Un autre ouragan se lève, on découvre Psych, qui nous réserve la séquence la plus violente de la soirée; s'y entrechoquent les références bruitistes, industrielles, absolument free. Et vlan dans les flancs! Fin manipulateur, Patrick Watson nous revient avec Man Like You, dont la placidité apparente peut être trompeuse... I knew a man that got lost in the big dark blue... et qui s'en sort.

Après le triomphe sur l'adversité, nous voilà traînés dans les angoisses nocturnes de Where The Wild Things Are. Les cordes pincées du quatuor contrastent avec le jaillissement de notes sauvages, gracieuseté de Simon Angell. Et les sons de se transmuer en une polka insolite. Encore de l'inédit.

Bien qu'ébranlés, nous sommes prêts pour le crescendo final: huit musiciens actionnent vigoureusement cette Machinery of Heavens.

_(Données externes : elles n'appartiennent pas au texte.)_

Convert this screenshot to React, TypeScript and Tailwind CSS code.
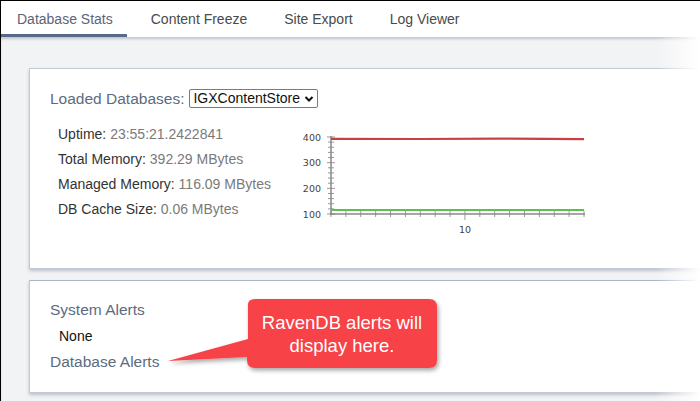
import React from "react";

const tabs = ["Database Stats", "Content Freeze", "Site Export", "Log Viewer"];

const stats = [
  { label: "Uptime:", value: "23:55:21.2422841" },
  { label: "Total Memory:", value: "392.29 MBytes" },
  { label: "Managed Memory:", value: "116.09 MBytes" },
  { label: "DB Cache Size:", value: "0.06 MBytes" },
];

function MemoryChart() {
  // axis box: x 30..283, y 10..87 (400..100)
  const yTicks = [];
  for (let i = 0; i <= 15; i++) {
    const y = 10 + (77 / 15) * i;
    const major = i % 5 === 0;
    yTicks.push(<line key={"y" + i} x1={major ? 26 : 27} x2={major ? 34 : 33} y1={y} y2={y} stroke="#999" strokeWidth="1" />);
  }
  const xTicks = [];
  for (let i = 0; i <= 17; i++) {
    const x = 30 + (253 / 17) * i;
    xTicks.push(<line key={"x" + i} x1={x} x2={x} y1={84} y2={i === 9 ? 93 : 90} stroke="#999" strokeWidth="1" />);
  }
  return (
    <svg width="290" height="115" viewBox="0 0 290 115" className="shrink-0 mt-[7px]" style={{ fontFamily: "Tahoma, 'DejaVu Sans', sans-serif" }}>
      {yTicks}
      {xTicks}
      <line x1="30" x2="30" y1="9" y2="88" stroke="#888" strokeWidth="1.5" />
      <line x1="29" x2="284" y1="87" y2="87" stroke="#888" strokeWidth="1.5" />
      <text x="20" y="13.5" fontSize="9.5" fill="#444" textAnchor="end">400</text>
      <text x="20" y="39" fontSize="9.5" fill="#444" textAnchor="end">300</text>
      <text x="20" y="64.8" fontSize="9.5" fill="#444" textAnchor="end">200</text>
      <text x="20" y="90.5" fontSize="9.5" fill="#444" textAnchor="end">100</text>
      <text x="164" y="106" fontSize="9.5" fill="#444" textAnchor="middle">10</text>
      <polyline points="30,11.8 120,12 200,11.6 283,12.2" fill="none" stroke="#c94040" strokeWidth="2.2" />
      <line x1="30" x2="283" y1="83" y2="83" stroke="#5cc04e" strokeWidth="2.2" />
    </svg>
  );
}

function Callout() {
  return (
    <div className="absolute left-[160px] top-[292px] w-[290px] h-[90px]">
      <svg width="290" height="90" viewBox="0 0 290 90" className="absolute inset-0">
        <defs>
          <filter id="sh" x="-10%" y="-20%" width="130%" height="150%">
            <feDropShadow dx="1.5" dy="2.5" stdDeviation="2" floodColor="#000" floodOpacity="0.35" />
          </filter>
        </defs>
        <path
          d="M94 6 H268 Q276 6 276 14 V67 Q276 75 268 75 H94 Q86 75 86 67 V64 L7 68 L87 46 V14 Q86 6 94 6 Z"
          fill="#f74346"
          filter="url(#sh)"
        />
      </svg>
      <div className="absolute left-[86px] top-[6px] w-[190px] h-[69px] flex flex-col items-center justify-center text-white text-[18.5px] leading-[23px] font-['Liberation_Sans',Arial,sans-serif]">
        <span>RavenDB alerts will</span>
        <span>display here.</span>
      </div>
    </div>
  );
}

export default function App() {
  return (
    <div className="relative w-[700px] h-[401px] overflow-hidden bg-[#f2f3f5] border-t border-l border-black font-['Liberation_Sans',Arial,sans-serif]">
      {/* Tab bar */}
      <div className="flex h-[36px] bg-white items-stretch">
        {tabs.map((t, i) => (
          <div
            key={t}
            className={
              i === 0
                ? "flex items-center pl-[16px] pr-[14px] text-[14px] text-[#5b6477] border-b-[3px] border-[#56698a] pt-[3px]"
                : i === 1
                ? "flex items-center px-[16px] ml-[8px] text-[14px] text-[#4a4a4a]"
                : "flex items-center px-[16px] ml-[5px] text-[14px] text-[#4a4a4a]"
            }
          >
            {t}
          </div>
        ))}
      </div>

      {/* Content */}
      <div className="relative shadow-[inset_0_3px_3px_-1px_rgba(100,110,130,0.35)] pt-[31px] pl-[28px] h-[364px] flex flex-col gap-[11px]">
        <div className="bg-white border border-[#c3c9d4] shadow-[0_2px_3px_rgba(90,100,120,0.35)] h-[201px] w-[700px] pl-[20px] pt-[18px]">
          <div className="flex items-center gap-[5px] text-[15.5px] text-[#5d6b80]">
            <span>Loaded Databases:</span>
            <div className="flex items-center gap-[4px] h-[19px] border border-[#7a7a7a] rounded-[2px] pl-[3px] pr-[3px] text-[14px] text-[#111]">
              <span>IGXContentStore</span>
              <svg width="10" height="8" viewBox="0 0 10 8">
                <path d="M1.5 2 L5 5.5 L8.5 2" fill="none" stroke="#111" strokeWidth="2" />
              </svg>
            </div>
          </div>
          <div className="flex mt-[10px]">
            <div className="flex flex-col pl-[8px] pt-[2px] w-[251px]">
              {stats.map((s) => (
                <div key={s.label} className="h-[25px] text-[14px] leading-[25px]">
                  <span className="text-[#333]">{s.label}</span>{" "}
                  <span className="text-[#7a7a7a]">{s.value}</span>
                </div>
              ))}
            </div>
            <MemoryChart />
          </div>
        </div>
        <div className="bg-white border border-[#c3c9d4] border-t-[#a9b4c7] shadow-[0_2px_3px_rgba(90,100,120,0.35)] h-[113px] w-[700px] pl-[20px] pt-[19px]">
          <div className="text-[15.5px] text-[#5d6b80] leading-[20px]">System Alerts</div>
          <div className="text-[14px] text-[#111] pl-[9px] leading-[20px] mt-[6px]">None</div>
          <div className="text-[15.5px] text-[#5d6b80] leading-[20px] mt-[6px]">Database Alerts</div>
        </div>
      </div>

      <Callout />

      {/* torn right edge fade */}
      <div className="absolute -top-px right-0 w-[45px] h-[402px] bg-gradient-to-r from-white/0 to-white" />
    </div>
  );
}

Le rappel est imminent, Patrick Watson revient sur le parterre, chargé d'un étrange bouquet de mégaphones auxquels ses trois collègues sont branchés: Hearts in the Parks, une autre inconnue de l'équation, précède une version costaude de Luscious Life, coiffée de l'esquisse soliloque d'une chanson française. Un de ces quatre, on en saura le titre!

D'ici là, ce concert de Patrick Watson sera huilé au quart de tour et tout simplement géant.